### Objective
Reproduce each line bearing the word "styles".
══ Given data ══
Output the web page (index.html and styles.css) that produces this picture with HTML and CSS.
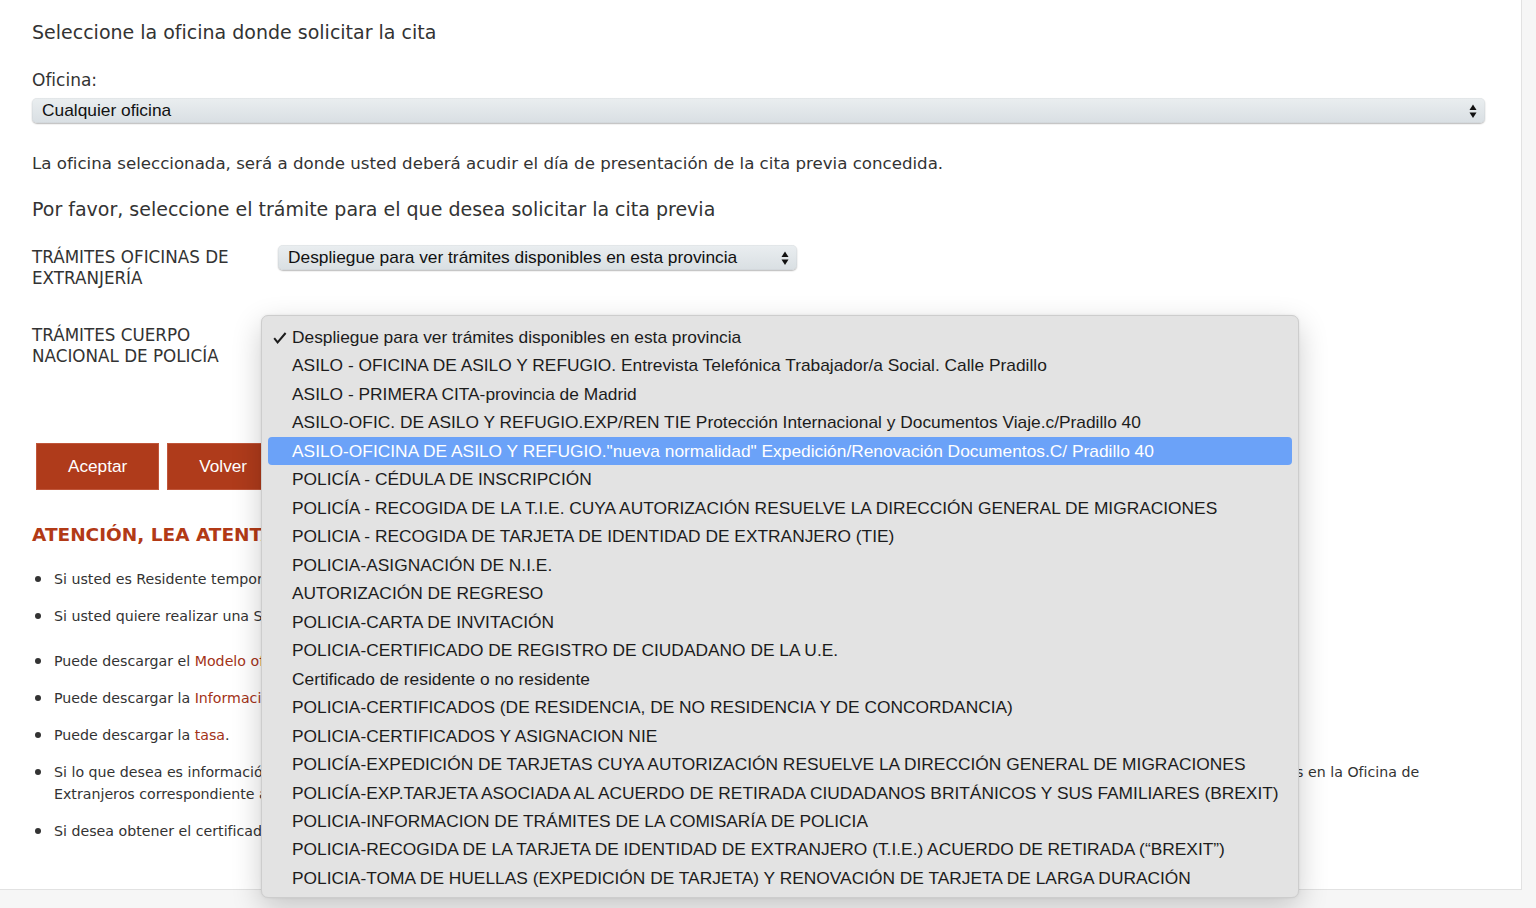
FILE: index.html
```html
<!DOCTYPE html>
<html lang="es">
<head>
<meta charset="utf-8">
<title>Cita previa</title>
<link rel="stylesheet" href="styles.css">
</head>
<body>
<div class="screen">
<div class="page">
  <h1 class="title">Seleccione la oficina donde solicitar la cita</h1>
  <div class="field-label">Oficina:</div>
  <div class="select select-wide">
    <span>Cualquier oficina</span>
    <svg class="arrows" width="8" height="16" viewBox="0 0 8 16"><polygon points="4,1.5 7.5,7 0.5,7"/><polygon points="0.5,9.5 7.5,9.5 4,15"/></svg>
  </div>
  <p class="note">La oficina seleccionada, será a donde usted deberá acudir el día de presentación de la cita previa concedida.</p>
  <h2 class="subtitle">Por favor, seleccione el trámite para el que desea solicitar la cita previa</h2>

  <div class="tramite-row">
    <div class="tramite-label">TRÁMITES OFICINAS DE EXTRANJERÍA</div>
    <div class="select select-mid">
      <span>Despliegue para ver trámites disponibles en esta provincia</span>
      <svg class="arrows" width="8" height="16" viewBox="0 0 8 16"><polygon points="4,1.5 7.5,7 0.5,7"/><polygon points="0.5,9.5 7.5,9.5 4,15"/></svg>
    </div>
  </div>
  <div class="tramite-row row-2">
    <div class="tramite-label">TRÁMITES CUERPO NACIONAL DE POLICÍA</div>
    <div class="select select-mid">
      <span>Despliegue para ver trámites disponibles en esta provincia</span>
      <svg class="arrows" width="8" height="16" viewBox="0 0 8 16"><polygon points="4,1.5 7.5,7 0.5,7"/><polygon points="0.5,9.5 7.5,9.5 4,15"/></svg>
    </div>
  </div>

  <div class="buttons">
    <button class="btn">Aceptar</button>
    <button class="btn">Volver</button>
  </div>

  <h3 class="attention">ATENCIÓN, LEA ATENTAMENTE:</h3>
  <ul class="notes">
    <li>Si usted es Residente temporal o de larga duración y desea renovar su autorización, debe solicitarlo a través de la sede electrónica.</li>
    <li class="extra">Si usted quiere realizar una Solicitud de Autorización Inicial, puede presentarla también de forma telemática.</li>
    <li>Puede descargar el <a href="#">Modelo oficial de solicitud</a> correspondiente a su trámite.</li>
    <li>Puede descargar la <a href="#">Información sobre los trámites</a>.</li>
    <li>Puede descargar la <a href="#">tasa</a>.</li>
    <li>Si lo que desea es información sobre el estado de tramitación de su expediente, puede consultarlo en la sede electrónica o bien solicitar citas para información de expedientes en la Oficina de Extranjeros correspondiente a su domicilio.</li>
    <li>Si desea obtener el certificado de registro de ciudadano de la Unión, consulte los requisitos.</li>
  </ul>

  <div class="popup">
    <div class="item checked"><svg class="check" width="14" height="12" viewBox="0 0 14 12"><path d="M1.2 6.2 L4.6 10.4 L12.6 1"/></svg>Despliegue para ver trámites disponibles en esta provincia</div>
    <div class="item">ASILO - OFICINA DE ASILO Y REFUGIO. Entrevista Telefónica Trabajador/a Social. Calle Pradillo</div>
    <div class="item">ASILO - PRIMERA CITA-provincia de Madrid</div>
    <div class="item">ASILO-OFIC. DE ASILO Y REFUGIO.EXP/REN TIE Protección Internacional y Documentos Viaje.c/Pradillo 40</div>
    <div class="item active">ASILO-OFICINA DE ASILO Y REFUGIO."nueva normalidad" Expedición/Renovación Documentos.C/ Pradillo 40</div>
    <div class="item">POLICÍA - CÉDULA DE INSCRIPCIÓN</div>
    <div class="item">POLICÍA - RECOGIDA DE LA T.I.E. CUYA AUTORIZACIÓN RESUELVE LA DIRECCIÓN GENERAL DE MIGRACIONES</div>
    <div class="item">POLICIA - RECOGIDA DE TARJETA DE IDENTIDAD DE EXTRANJERO (TIE)</div>
    <div class="item">POLICIA-ASIGNACIÓN DE N.I.E.</div>
    <div class="item">AUTORIZACIÓN DE REGRESO</div>
    <div class="item">POLICIA-CARTA DE INVITACIÓN</div>
    <div class="item">POLICIA-CERTIFICADO DE REGISTRO DE CIUDADANO DE LA U.E.</div>
    <div class="item">Certificado de residente o no residente</div>
    <div class="item">POLICIA-CERTIFICADOS (DE RESIDENCIA, DE NO RESIDENCIA Y DE CONCORDANCIA)</div>
    <div class="item">POLICIA-CERTIFICADOS Y ASIGNACION NIE</div>
    <div class="item">POLICÍA-EXPEDICIÓN DE TARJETAS CUYA AUTORIZACIÓN RESUELVE LA DIRECCIÓN GENERAL DE MIGRACIONES</div>
    <div class="item">POLICÍA-EXP.TARJETA ASOCIADA AL ACUERDO DE RETIRADA CIUDADANOS BRITÁNICOS Y SUS FAMILIARES (BREXIT)</div>
    <div class="item">POLICIA-INFORMACION DE TRÁMITES DE LA COMISARÍA DE POLICIA</div>
    <div class="item">POLICIA-RECOGIDA DE LA TARJETA DE IDENTIDAD DE EXTRANJERO (T.I.E.) ACUERDO DE RETIRADA (“BREXIT”)</div>
    <div class="item">POLICIA-TOMA DE HUELLAS (EXPEDICIÓN DE TARJETA) Y RENOVACIÓN DE TARJETA DE LARGA DURACIÓN</div>
  </div>
</div>
</div>
</body>
</html>
```
FILE: styles.css
```css
html,
body {
  margin: 0;
  background: #f6f6f6;
}

body {
  font-family: "DejaVu Sans", "Noto Sans", sans-serif;
  color: #333;
}

.screen {
  height: 908px;
}

.page {
  position: relative;
  box-sizing: border-box;
  width: 1522px;
  height: 890px;
  padding: 20px 36px 0 32px;
  background: #fff;
  border-right: 1px solid #e2e2e2;
  border-bottom: 1px solid #e2e2e2;
}

.title {
  margin: 0;
  font-size: 19px;
  font-weight: normal;
  line-height: 24px;
}

.field-label {
  margin-top: 26px;
  font-size: 17px;
  line-height: 20px;
}

.select {
  box-sizing: border-box;
  height: 25px;
  display: flex;
  align-items: center;
  justify-content: space-between;
  padding: 0 8px 0 10px;
  border-radius: 5px;
  background: linear-gradient(#eaeef0, #d9dfe3);
  box-shadow: 0 1px 1.5px rgba(0, 0, 0, 0.28), inset 0 0 0 0.5px rgba(0, 0, 0, 0.06);
  font-family: "Liberation Sans", Arial, sans-serif;
  font-size: 17.35px;
  color: #111;
  white-space: nowrap;
}

.arrows {
  flex: none;
  fill: #111;
}

.select-wide {
  margin-top: 8px;
}

.note {
  margin: 31px 0 0;
  font-size: 16.65px;
  line-height: 20px;
}

.subtitle {
  margin: 23px 0 0;
  font-size: 19px;
  font-weight: normal;
  line-height: 24px;
}

.tramite-row {
  display: flex;
  align-items: flex-start;
  margin-top: 24px;
}

.row-2 {
  margin-top: 34px;
}

.tramite-label {
  flex: none;
  box-sizing: border-box;
  width: 246px;
  padding: 2px 16px 0 0;
  font-size: 16.75px;
  line-height: 21px;
}

.select-mid {
  width: 519px;
}

.buttons {
  display: flex;
  gap: 8px;
  margin: 76px 0 0 4px;
}

.btn {
  box-sizing: border-box;
  height: 47px;
  padding: 0 31px;
  background: #af3b1b;
  border: 1px solid #c0563a;
  color: #fff;
  font-family: "Liberation Sans", Arial, sans-serif;
  font-size: 17.2px;
}

.attention {
  margin: 34px 0 0;
  font-size: 18.5px;
  font-weight: bold;
  line-height: 22px;
  color: #b23a16;
}

.notes {
  list-style: none;
  margin: 22px 0 0;
  padding: 0;
}

.notes li {
  position: relative;
  padding-left: 22px;
  font-size: 14.2px;
  line-height: 22px;
  margin-bottom: 15px;
}

.notes li::before {
  content: "";
  position: absolute;
  left: 3px;
  top: 8px;
  width: 6px;
  height: 6px;
  border-radius: 50%;
  background: #333;
}

.notes li.extra {
  margin-bottom: 23px;
}

.notes a {
  color: #a33318;
  text-decoration: none;
}

.popup {
  position: absolute;
  left: 261px;
  top: 315px;
  z-index: 2;
  box-sizing: border-box;
  width: 1038px;
  height: 583px;
  padding: 7px 6px 0;
  background: #e3e3e3;
  border: 1px solid #cdcdcd;
  border-radius: 7px;
  box-shadow: 0 10px 30px rgba(0, 0, 0, 0.2), 0 0 3px rgba(0, 0, 0, 0.08);
  font-family: "Liberation Sans", Arial, sans-serif;
  font-size: 17.35px;
  color: #1c1c1c;
}

.item {
  position: relative;
  height: 28.47px;
  line-height: 28.47px;
  padding-left: 24px;
  border-radius: 4px;
  white-space: nowrap;
}

.item.active {
  background: #6ba2f8;
  color: #fff;
}

.check {
  position: absolute;
  left: 5px;
  top: 9px;
  fill: none;
  stroke: #1c1c1c;
  stroke-width: 2;
}
```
═══
### Task answer
Output the web page (index.html and styles.css) that produces this picture with HTML and CSS.
<link rel="stylesheet" href="styles.css">
FILE: styles.css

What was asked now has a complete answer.